Ermenegilda ainda correu para acudir Salazar, numa cena que apenas podemos imaginar em câmara lenta, para melhor compreender a experiência sentida.

19.48:03 : Salazar desiquilibra-se novamente

19.48.04 : Salazar tenta equilibrar-se. Ouvem-se as primeiras sílabas do berro de exclamação de Ermenegilda ao entrar na sala de jantar “Se-nhor Sa…”

19.48:05 : Salazar deu agora meia-volta sobre si próprio, fixando Ermenegilda nos olhos, à medida que se ouvem as restantes sílabas “la-zar!!!”

19.48:06 : Salazar faz uma expressão de terror e abre bastante os olhos. Está naquela fase ingrata em que já se sabe que se vai cair e em que se toma consciência que não se pode fazer nada. Ermenegilda larga a terrina da sopa e tenta correr para auxiliar o patrão, mas já foi tarde demais

19.48:07 : Ao cair novamente, Salazar arrasta o cortinado consigo, que puxa com ele o varão. A terrina da sopa está a 15 cm do chão.

19.48:08 : Salazar cai no chão. A sua última visão foi de um varão a aproximar-se da sua cabeça. A terrina caiu ao chão e estilhaçou-se em mil pedaços, espalhando feijão-manteiga por todo o lado.

19.48:09 : Salazar é violentamente atingido pelo varão, pancada essa que lhe causou lesões cerebrais irreversíveis. Ermenegilda encontra-se agora a meio caminho entre a porta de entrada da sala de jantar e o estadista.
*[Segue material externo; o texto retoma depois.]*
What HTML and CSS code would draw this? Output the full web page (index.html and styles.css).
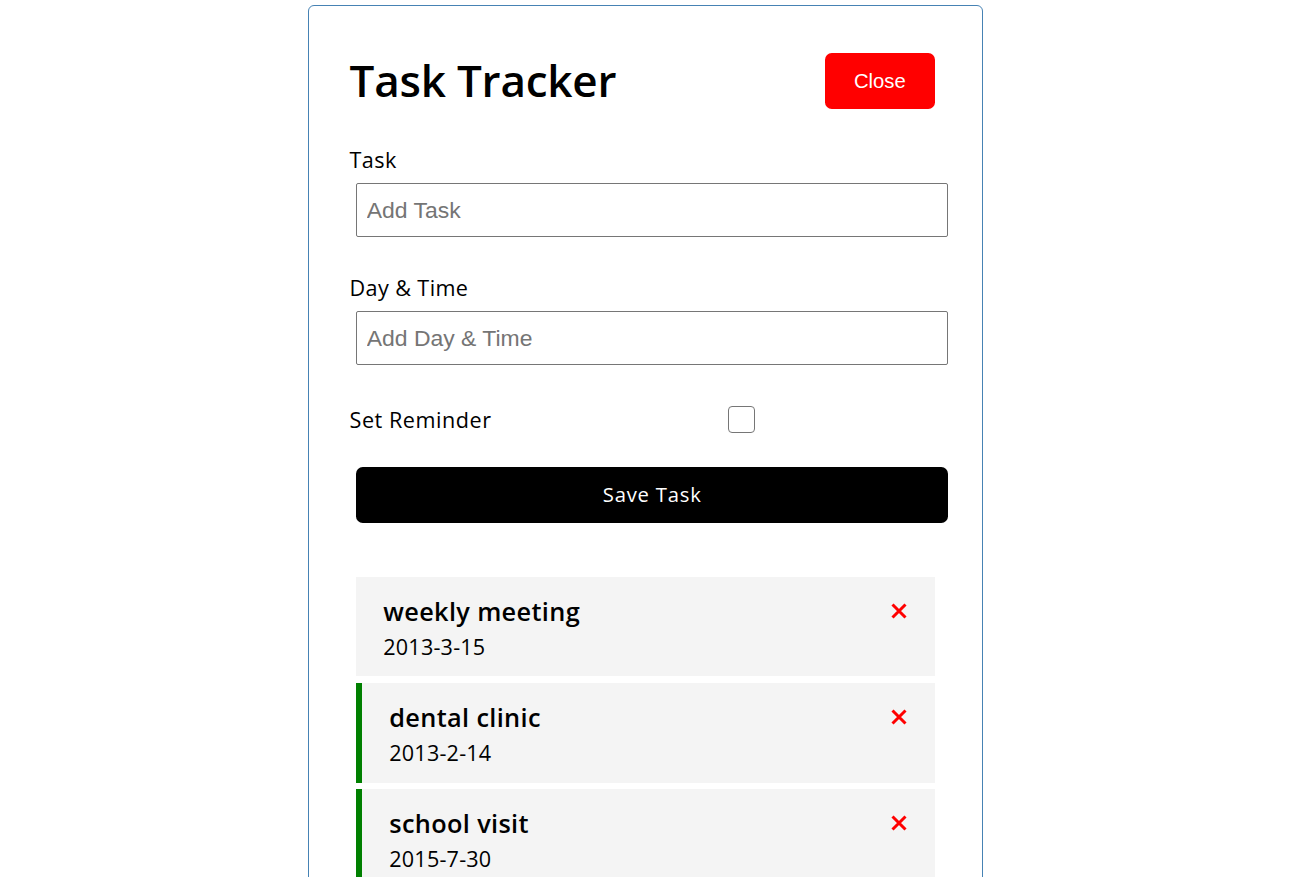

19.48:10 : Salazar perde os sentidos. Ermenegilda chega tarde demais. A sopa de feijão encontra-se agora espalhada por toda a sala de jantar, começando a ensopar um dos tapetes.

Dois anos depois, António de Oliveira Salazar falece na sua cama, ainda acreditando que era o presidente do Estado Novo, e lamentando a perda da belíssima terrina de família (e a não menos bela sopa de feijão de Ermenegilda Martins).

E agora, pergunto-me eu, porque é que nunca nos contaram a verdade acerca destas coisas?!




Se fosse eu serrava-lhe a perna da cadeira. O resto era canja…


E a Dª Ermenegilda a correr de terrina na mão não escorregou no encerado? Ah grande Ermenegilda…


As empregadas de limpeza nunca escorregam no chão que enceraram! Deve ser dos pés calejados do trabalho.